“Light-rail service throughout downtown Minneapolis was halted Thursday for about four hours because of a downed wire that powers the trains from overhead…”
Apparently there is no redundancy.
I’m not thinking about this because I care about the commuters who were stranded, but rather because of how it relates to network and server redundancy and availability.
My group delivers state wide networking, firewalling, ERP and eLearning applications to a couple hundred thousand students and tens of thousands of employees.
- Availability is expensive
- We hear about it when our systems suck
- We have no data that can tell us how much an outage costs. We are an .edu. Our students don’t switch vendors if they can’t access our systems for a few hours.

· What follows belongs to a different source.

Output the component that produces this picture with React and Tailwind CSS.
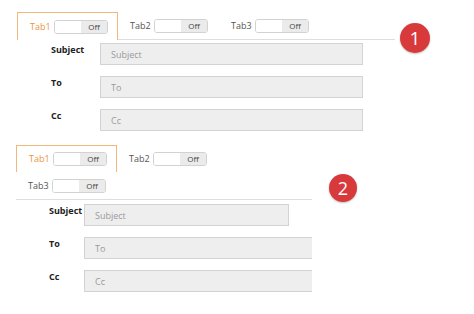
import React from 'react';

function Toggle() {
  return (
    <div className="flex h-[14px] w-[54px] shrink-0 overflow-hidden rounded-[3px] border border-[#d2d2d2]">
      <div className="w-[26px] bg-white" />
      <div className="flex flex-1 items-center justify-center bg-[#ebebeb] text-[8px] leading-none text-[#444]">Off</div>
    </div>
  );
}

function Tab({ label, active, overlap }) {
  let cls = 'flex w-[101px] items-center pl-[12px] h-[27px]';
  if (active) {
    cls += ' border border-b-0 border-[#f2b77a] bg-white';
    if (overlap) cls += ' -mb-px h-[28px]';
  }
  return (
    <div className={cls}>
      <span className={'w-[24px] text-[9px] leading-[12px] ' + (active ? 'text-[#ec9440]' : 'text-[#555]')}>{label}</span>
      <Toggle />
    </div>
  );
}

function Field({ label, labelW, inputW }) {
  return (
    <div className="flex items-start">
      <div className="shrink-0 pt-[1px] text-[9px] font-bold leading-[12px] text-[#222]" style={{ width: labelW }}>{label}</div>
      <input
        readOnly
        placeholder={label}
        className="h-[22px] shrink-0 border border-[#d3d3d3] bg-[#eeeeee] px-[10px] text-[9px] text-[#777] outline-none placeholder:text-[#9a9a9a]"
        style={{ width: inputW }}
      />
    </div>
  );
}

function Badge({ n, className }) {
  return (
    <div className={'absolute flex items-center justify-center rounded-full bg-[#d8393b] text-white shadow-[0_1px_2px_rgba(0,0,0,0.25)] ' + className}>
      {n}
    </div>
  );
}

export default function App() {
  return (
    <div className="relative h-[314px] w-[474px] overflow-hidden bg-white" style={{ fontFamily: '"Open Sans", "Noto Sans", sans-serif' }}>
      {/* layout 1: wide */}
      <div className="pl-[17px] pt-[12px]">
        <div className="flex w-[378px] border-b border-[#dedede]">
          <Tab label="Tab1" active overlap />
          <Tab label="Tab2" />
          <Tab label="Tab3" />
        </div>
        <div className="mt-[3px] flex flex-col gap-[11px] pl-[34px]">
          <Field label="Subject" labelW={49} inputW={263} />
          <Field label="To" labelW={49} inputW={263} />
          <Field label="Cc" labelW={49} inputW={263} />
        </div>
      </div>

      {/* layout 2: narrow, tabs wrap */}
      <div className="ml-[16px] mt-[14px] w-[296px] overflow-hidden">
        <div className="flex flex-wrap border-b border-[#dedede]">
          <Tab label="Tab1" active />
          <Tab label="Tab2" />
          <Tab label="Tab3" />
        </div>
        <div className="mt-[4px] flex flex-col gap-[11px] pl-[33px]">
          <Field label="Subject" labelW={35} inputW={205} />
          <Field label="To" labelW={35} inputW={263} />
          <Field label="Cc" labelW={35} inputW={263} />
        </div>
      </div>

      <Badge n="1" className="left-[400px] top-[23px] h-[30px] w-[30px] text-[19px]" />
      <Badge n="2" className="left-[329px] top-[174px] h-[28px] w-[28px] text-[18px]" />
    </div>
  );
}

In that environment, how do you make a cost vs. availability decision?
Years ago (cira 2001) we found a carrier that would offer us OC-3 (150mbps) for what was essentially the same price as the incumbent telco (Qwest) would charge us for two T1’s (3mbps). The new carrier had less experience with data. They were a cable TV provider.
- We expected availability to be worse than the incumbents telco class T1’s.
- We knew full well that the carrier had a single point of failure on a fiber path through a small town, and if there was a fiber cut in that town, 50,000 students would get knocked off the network. Unlike most carriers, they told us where they were weak.
What decision would you make?
I hesitated, figuring that it’d be best to get feedback from the campuses that were currently starved for bandwidth, so I posed the question at our quarterly CIO meeting.
Me: “If I have to make a choice, would you trade availability for bandwidth?”
(At least that’s how I remember it…)
The carrier deliver excellent service and availability. Service was awesome, availability was at least as good as the expensive incumbent. We gained confidence in the low cost carriers ability to deliver, and year by year we migrated more campuses to the low cost carrier.
Life was good. We traded 3Mbps for 150mbps without increasing the budget. Hail to the hero (that’d be me).
Fast forward 4 years. The small town in the path of the low cost carrier’s non-redundant leg decided to build a road. The town cut the fiber, a dozen campuses disappeared from our network map for 8 hours, and to put it mildly, the campuses were not happy.
better worse though. The carrier patched up the busted fiber late that day then scheduled a plow crew to come out a week later, bury a new fiber parallel to the old fiber and move us to the new fiber.
Yep, the carriers crew cut their own fiber. Another half day outage.
It gets even
better worse. The carrier didn’t have facilities all they way to our core where we needed them so they leased a big carrier’s circuit to the big city. A few weeks after the two fiber outages, the big carrier in the big city smoked a network interface.
Outage number three. Let’s all throw rocks at the goat (that’d be me).
The next quarterly meeting wasn’t fun.
Suffice to say that we now make a different calculation on the relative value of bandwidth vs. availability.
Back to the broken train. A four hour outage, construction cost of a hundred million dollars per mile and no redundancy?